Both buy-out companies and private equity firms should be more open, the report suggests.
Though private equity makes a positive contribution to the economy, it has fuelled suspicion and hostility by failing to recognise its obligations to stakeholder groups such as employees, suppliers and customers, argues Walker, a former chairman of financial services firm Morgan Stanley.
The report recommends voluntary guidelines for buy-out firms and private equity partners, put forward on a ‘comply or explain’ basis. Buy-out companies with an enterprise value exceeding £500 million should report ‘to an enhanced standard’, filing annual reports on their websites within four months of the year end, as opposed to the nine months currently required, for example.
Private equity firms should also be more open about their values, business methods, and governance, the report proposes.
Walker draws a clear distinction between private equity and venture capital.
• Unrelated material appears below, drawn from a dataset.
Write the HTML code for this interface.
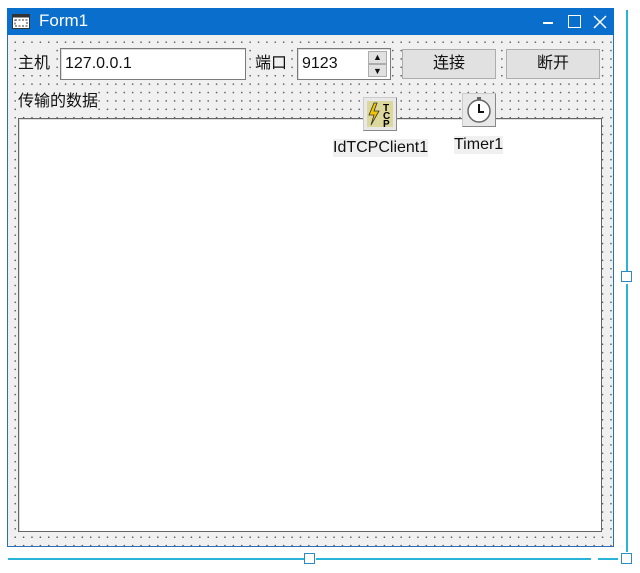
<!DOCTYPE html>
<html><head><meta charset="utf-8"><style>
*{margin:0;padding:0;box-sizing:border-box}
body{width:640px;height:573px;background:#fff;position:relative;overflow:hidden;font-family:"Liberation Sans","Noto Sans CJK SC",sans-serif;font-size:15px;color:#111}
.a{position:absolute}
#win{left:7px;top:8px;width:607px;height:539px;border:1px solid #2a6fb8;background:#f0f0f0}
#title{left:7px;top:8px;width:607px;height:27px;background:#0a6fcc;color:#fff}
#dots{left:8px;top:35px;width:605px;height:511px;background-image:radial-gradient(circle,#555 0.6px,transparent 1px);background-size:8.4px 8.4px;background-position:3px 3px}
.edit{background:#fff;border:1px solid #7a7a7a;box-shadow:inset 1px 1px 0 #ddd}
.btn{background:#e1e1e1;border:1px solid #adadad;text-align:center;line-height:27px;font-size:16px}
.cy{background:#29b3d6}
.h{width:11px;height:11px;border:1.5px solid #2b8cc4;background:#fff}
.lb{font-size:16px;background:#f0f0f0}
</style></head><body>
<div class="a" id="win"></div>
<div class="a" id="dots"></div>
<div class="a" id="title">
 <svg class="a" style="left:5px;top:6px" width="18" height="15"><rect x="0.5" y="0.5" width="17" height="14" fill="#fff" stroke="#333"/><rect x="0.5" y="0.5" width="17" height="3" fill="#333"/><rect x="3" y="6" width="12" height="6" fill="none" stroke="#333" stroke-dasharray="2 1.5"/></svg>
 <div class="a" style="left:32px;top:3px;font-size:17px">Form1</div>
 <div class="a" style="left:536px;top:14px;width:10px;height:1.5px;background:#fff"></div>
 <div class="a" style="left:561px;top:7px;width:13px;height:13px;border:1.5px solid #fff"></div>
 <svg class="a" style="left:586px;top:7px" width="14" height="14"><path d="M1 1L13 13M13 1L1 13" stroke="#fff" stroke-width="1.5"/></svg>
</div>
<div class="a lb" style="left:18px;top:49px">主机</div>
<div class="a edit" style="left:60px;top:48px;width:186px;height:32px"><span class="a" style="left:4px;top:6px;font-size:16px">127.0.0.1</span></div>
<div class="a lb" style="left:255px;top:49px">端口</div>
<div class="a edit" style="left:297px;top:48px;width:94px;height:32px"><span class="a" style="left:4px;top:6px;font-size:16px">9123</span>
 <div class="a btn" style="left:70px;top:2px;width:19px;height:13px;line-height:10px;font-size:9px">▲</div>
 <div class="a btn" style="left:70px;top:15px;width:19px;height:13px;line-height:12px;font-size:9px">▼</div>
</div>
<div class="a btn" style="left:402px;top:49px;width:94px;height:30px">连接</div>
<div class="a btn" style="left:506px;top:49px;width:94px;height:30px">断开</div>
<div class="a lb" style="left:18px;top:87px">传输的数据</div>
<div class="a edit" style="left:18px;top:118px;width:584px;height:414px;border-color:#666"></div>
<div class="a" style="left:363px;top:97px;width:34px;height:34px;background:#e8e8e8;border:1px solid #ccc;border-right-color:#888;border-bottom-color:#888">
 <svg width="32" height="32"><rect x="3" y="3" width="26" height="26" fill="#dcd79a"/><path d="M10 5L5 17H10L7 27L15 13H10L13 5Z" fill="#f2c500" stroke="#333" stroke-width="0.8"/><text x="19" y="13" font-size="10" font-weight="bold" font-family="Liberation Sans">T</text><text x="19" y="21" font-size="10" font-weight="bold" font-family="Liberation Sans">C</text><text x="19" y="29" font-size="10" font-weight="bold" font-family="Liberation Sans">P</text></svg>
</div>
<div class="a lb" style="left:333px;top:139px">IdTCPClient1</div>
<div class="a" style="left:462px;top:93px;width:34px;height:34px;background:#e8e8e8;border:1px solid #ccc;border-right-color:#888;border-bottom-color:#888">
 <svg width="32" height="32"><circle cx="16" cy="17" r="11" fill="#fff" stroke="#666" stroke-width="1.5"/><rect x="14" y="3" width="4" height="3" fill="#666"/><path d="M16 10V18H21" stroke="#111" stroke-width="2" fill="none"/></svg>
</div>
<div class="a lb" style="left:454px;top:136px">Timer1</div>
<div class="a cy" style="left:626px;top:10px;width:2px;height:262px"></div>
<div class="a cy" style="left:626px;top:284px;width:2px;height:268px"></div>
<div class="a h" style="left:621px;top:271px"></div>
<div class="a cy" style="left:8px;top:558px;width:297px;height:2px"></div>
<div class="a cy" style="left:316px;top:558px;width:275px;height:2px"></div>
<div class="a cy" style="left:598px;top:558px;width:20px;height:2px"></div>
<div class="a h" style="left:304px;top:553px"></div>
<div class="a h" style="left:621px;top:553px"></div>
</body></html>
The latter, he states, is an important support for new enterprise and is not big nor opaque enough to raise serious concerns.
In response to the document, Wol Kolade, chairman of the British Venture Capital Association, comments: ‘We agree that there needs to be transparency, but there must also be a level playing field between private equity and other private companies.
‘We will also want to make sure that the overall competitive position of the UK as a place to do business is not undermined.’
The report invites feedback on its recommendations from the private equity industry and other interested parties.